● **TASK STATEMENT**
Lines containing the string "components" are to be collected in full.

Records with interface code

>> START

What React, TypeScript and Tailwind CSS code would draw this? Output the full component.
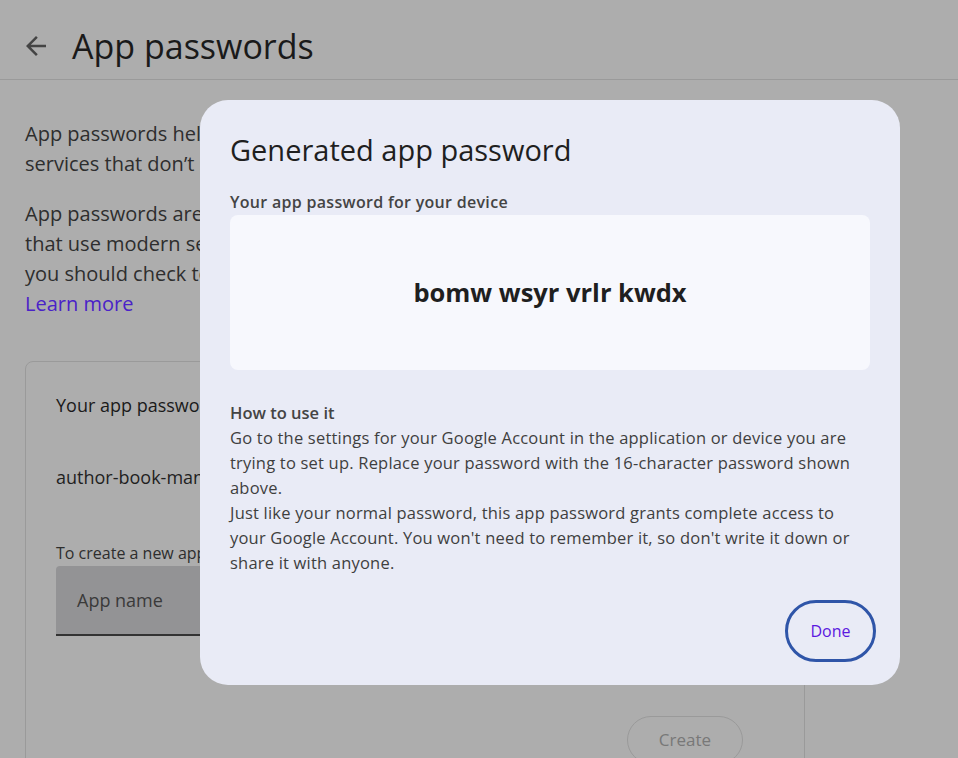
/**
 * App passwords — página de fundo com o diálogo "Generated app password" aberto.
 */

const sans = "font-['Open_Sans','Liberation_Sans',sans-serif]";

export default function App() {
  return (
    <div className={`relative min-h-[758px] w-full overflow-hidden bg-[#adadad] ${sans}`}>
      <PageBehind />
      <GeneratedDialog password="bomw wsyr vrlr kwdx" />
    </div>
  );
}

// ─── Página atrás do scrim ───────────────────────────────────────────────────

function PageBehind() {
  return (
    <div>
      <header className="flex h-[80px] items-center border-b border-[#9a9a9a] pt-[12px]">
        <button className="ml-[21px] flex h-[30px] w-[30px] items-center justify-center text-[#444]" aria-label="Back">
          <svg viewBox="0 0 24 24" className="h-[30px] w-[30px]" fill="currentColor">
            <path d="M20 11H7.83l5.59-5.59L12 4l-8 8 8 8 1.41-1.41L7.83 13H20v-2z" />
          </svg>
        </button>
        <h1 className="ml-[21px] text-[34px] leading-[40px] text-[#1a1a1a]">App passwords</h1>
      </header>

      <main className="w-[805px] pl-[25px] pt-[39px]">
        <p className="text-[20px] leading-[30px] text-[#2e2e2e]">
          App passwords help you sign in to your Google Account on older apps and
          <br />
          services that don’t support modern security standards.
        </p>
        <p className="mt-[20px] text-[20px] leading-[30px] text-[#2e2e2e]">
          App passwords are less secure than using up-to-date apps and services
          <br />
          that use modern security standards. Before you create an app password,
          <br />
          you should check to see if your app needs this in order to sign in.
          <a className="block text-[#4a22c8]" href="#">Learn more</a>
        </p>

        <section className="mt-[42px] h-[420px] rounded-[8px] border border-[#9a9a9a] px-[30px] pt-[31px]">
          <h2 className="text-[18px] font-medium leading-[24px] text-[#1a1a1a]">Your app passwords</h2>
          <p className="mt-[48px] text-[18px] leading-[24px] text-[#1f1f1f]">author-book-manager</p>
          <p className="mt-[54px] text-[16px] leading-[20px] text-[#2e2e2e]">
            To create a new app specific password, type a name for it below...
          </p>
          <div className="mt-[3px] flex h-[70px] items-center rounded-t-[4px] border-b-2 border-[#333] bg-[#939395] px-[21px]">
            <span className="text-[18px] text-[#3a3a3a]">App name</span>
          </div>
          <div className="mt-[80px] flex justify-end pr-[31px]">
            <button className="h-[48px] w-[116px] rounded-full border border-[#9a9a9a] text-[17px] text-[#787878]">
              Create
            </button>
          </div>
        </section>
      </main>
    </div>
  );
}

// ─── Diálogo ─────────────────────────────────────────────────────────────────

function GeneratedDialog({ password }: { password: string }) {
  return (
    <div
      role="dialog"
      className="absolute left-[200px] top-[100px] flex h-[585px] w-[700px] flex-col rounded-[28px] bg-[#e9ebf6] px-[30px] pt-[32px]"
    >
      <h2 className="text-[29px] leading-[36px] text-[#1f1f1f]">Generated app password</h2>

      <p className="mt-[24px] text-[16px] font-semibold leading-[20px] tracking-[0.3px] text-[#444]">
        Your app password for your device
      </p>
      <div className="mt-[3px] flex h-[155px] items-center justify-center rounded-[8px] bg-[#f7f8fd]">
        <span className="text-[25.5px] font-bold text-[#1f1f1f]">{password}</span>
      </div>

      <div className="mt-[30px] text-[16.5px] leading-[25px] tracking-[0.2px] text-[#3f3f3f]">
        <p className="font-semibold tracking-normal text-[#444]">How to use it</p>
        <p>
          Go to the settings for your Google Account in the application or device you are
          <br />
          trying to set up. Replace your password with the 16-character password shown
          <br />
          above.
        </p>
        <p>
          Just like your normal password, this app password grants complete access to
          <br />
          your Google Account. You won't need to remember it, so don't write it down or
          <br />
          share it with anyone.
        </p>
      </div>

      <div className="mt-[25px] -mr-[6px] flex justify-end">
        <button className="h-[62px] w-[91px] rounded-full border-[3px] border-[#2f55a8] text-[16px] font-medium tracking-normal text-[#5b18e0]">
          Done
        </button>
      </div>
    </div>
  );
}
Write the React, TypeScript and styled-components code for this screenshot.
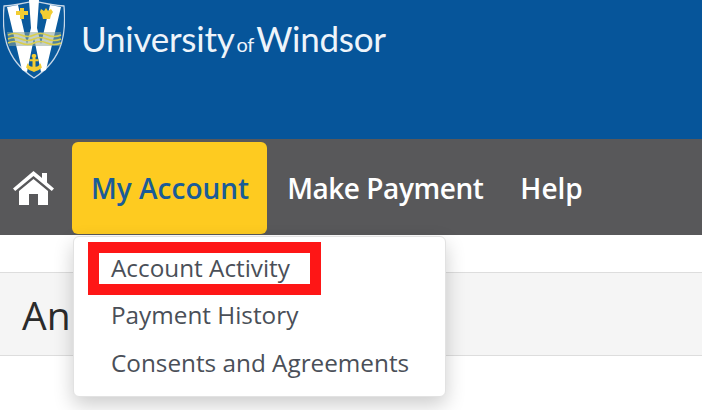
import React from "react";
import styled, { createGlobalStyle } from "styled-components";

const Global = createGlobalStyle`
  html, body { margin: 0; padding: 0; background: #fff; }
  body { width: 702px; height: 410px; overflow: hidden; font-family: "Open Sans", "Liberation Sans", sans-serif; }
`;
const Page = styled.div`
  width: 702px; height: 410px; overflow: hidden; background: #fff;
  display: flex; flex-direction: column;
`;
const Header = styled.header`
  height: 139px; background: #06559a; display: flex; align-items: flex-start; gap: 16px; padding-left: 3px; box-sizing: border-box;
`;
const Wordmark = styled.div`
  display: flex; align-items: baseline; color: #eef4fa; font-family: "Lato", sans-serif; padding-top: 15px;
  font-size: 35px; line-height: 46px; letter-spacing: -0.25px;
`;
const Small = styled.span`
  font-size: 20px; margin: 0 2px 0 2px;
`;
const Nav = styled.nav`
  height: 96px; background: #58585a; display: flex; align-items: center; box-sizing: border-box; padding: 2px 0 1px 13px;
`;
const HomeLink = styled.a`
  display: flex; width: 41px; margin-right: 18px; color: #fff;
`;
const Item = styled.div`
  position: relative; margin-right: 1px;
`;
const NavLink = styled.a<{ $active?: boolean; $tight?: boolean }>`
  display: flex; align-items: center; height: 92px; box-sizing: border-box;
  padding: 0 18px 0 19px;
  border-radius: 6px; font-size: 28px; font-weight: 600; white-space: nowrap;
  letter-spacing: ${(p) => (p.$tight ? "-0.45px" : "0")};
  color: ${(p) => (p.$active ? "#1a5c97" : "#fff")};
  background: ${(p) => (p.$active ? "#fecb20" : "transparent")};
`;
const Menu = styled.div`
  position: absolute; z-index: 3; left: 1px; top: 94px; width: 373px; height: 161px; box-sizing: border-box;
  padding: 7px 0; background: #fff; border-radius: 6px; border: 1px solid #e2e2e2;
  box-shadow: 0 8px 20px rgba(0,0,0,.2); display: flex; flex-direction: column;
`;
const MenuEntry = styled.a`
  height: 47.5px; line-height: 48px; padding-left: 37px; font-size: 24.3px; color: #4a4f58; white-space: nowrap;
`;
const Highlight = styled.div`
  position: absolute; left: 14px; top: 5px; width: 233px; height: 53px; box-sizing: border-box;
  border: 11px solid #fe1616;
`;
const Content = styled.main`
  flex: 1; padding-top: 37px;
`;
const Band = styled.div`
  height: 84px; box-sizing: border-box; background: #f5f5f5; border-top: 1px solid #ddd; border-bottom: 1px solid #ddd;
  padding-left: 22px; display: flex; align-items: center;
`;
const Title = styled.h1`
  margin: 0; font-size: 39px; font-weight: 500; color: #2b2b2b; white-space: nowrap;
`;

const Crest = () => (
  <svg width="62" height="80" viewBox="0 0 62 80">
    <path d="M1 6 C14 5 22 3 31 1 C40 3 48 5 61 6 C63 30 62 58 31 78 C0 58 -1 30 1 6Z" fill="#0a5a9d" stroke="#c8d8e8" strokeWidth="1.3" />
    <path d="M4 7 L15 5 L24 44 L28 28 L26 0 L36 0 L34 28 L38 44 L47 5 L58 7 L43 70 L38 72 L31 38 L24 72 L19 70 Z" fill="#fff" />
    <path d="M4 32 H58 L57 46 H6Z" fill="#8fa69a" opacity=".55" />
    <g fill="none" stroke="#d9ce4e" strokeWidth="1.7">
      <path d="M5 35 q6 -3 13 0 t13 0 t13 0 t14 0" />
      <path d="M5 39 q6 -3 13 0 t13 0 t13 0 t14 0" />
      <path d="M5 43 q6 -3 13 0 t13 0 t13 0 t14 0" />
    </g>
    <path d="M17 8 h4 v3 h4 v4 h-4 v4 h-4 v-4 h-4 v-4 h4Z" fill="#f2cd33" />
    <path d="M38 9 l3 2 2 -3 2 3 3 -2 2 3 -2 3 -1 4 h-7 l-1 -4 -2 -3Z" fill="#f2cd33" />
    <path d="M31 54 a2 2 0 0 1 1.500 3.600 v1.600 h3 v2 h-3 v5.600 c2.500 -.3 4 -1.700 5 -3.600 l1.400 4.400 c-2 2.600 -5 3 -7.900 4.400 c-2.900 -1.400 -5.900 -1.800 -7.900 -4.400 l1.400 -4.400 c1 1.900 2.500 3.300 5 3.600 v-5.600 h-3 v-2 h3 v-1.600 a2 2 0 0 1 1.500 -3.600Z" fill="#f2cd33" />
  </svg>
);

const HomeIcon = () => (
  <svg width="41" height="36" viewBox="0 0 41 36">
    <path fill="#fff" d="M20.500 1 L29 8 V3 H34 V12.500 L41 18.500 L38.800 21 L20.500 6 L2.200 21 L0 18.500Z" />
    <path fill="#fff" d="M20.500 9 L35 21 V35 H25 V24 H16 V35 H6 V21Z" />
  </svg>
);

export default function App() {
  return (
    <Page>
      <Global />
      <Header>
        <Crest />
        <Wordmark>University<Small>of</Small>Windsor</Wordmark>
      </Header>
      <Nav>
        <HomeLink><HomeIcon /></HomeLink>
        <Item>
          <NavLink $active>My Account</NavLink>
          <Menu>
            <MenuEntry>Account Activity</MenuEntry>
            <MenuEntry>Payment History</MenuEntry>
            <MenuEntry>Consents and Agreements</MenuEntry>
            <Highlight />
          </Menu>
        </Item>
        <NavLink $tight>Make Payment</NavLink>
        <NavLink>Help</NavLink>
      </Nav>
      <Content>
        <Band><Title>An</Title></Band>
      </Content>
    </Page>
  );
}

>> END

● **THE ANSWER**
Write the React, TypeScript and styled-components code for this screenshot.
import styled, { createGlobalStyle } from "styled-components";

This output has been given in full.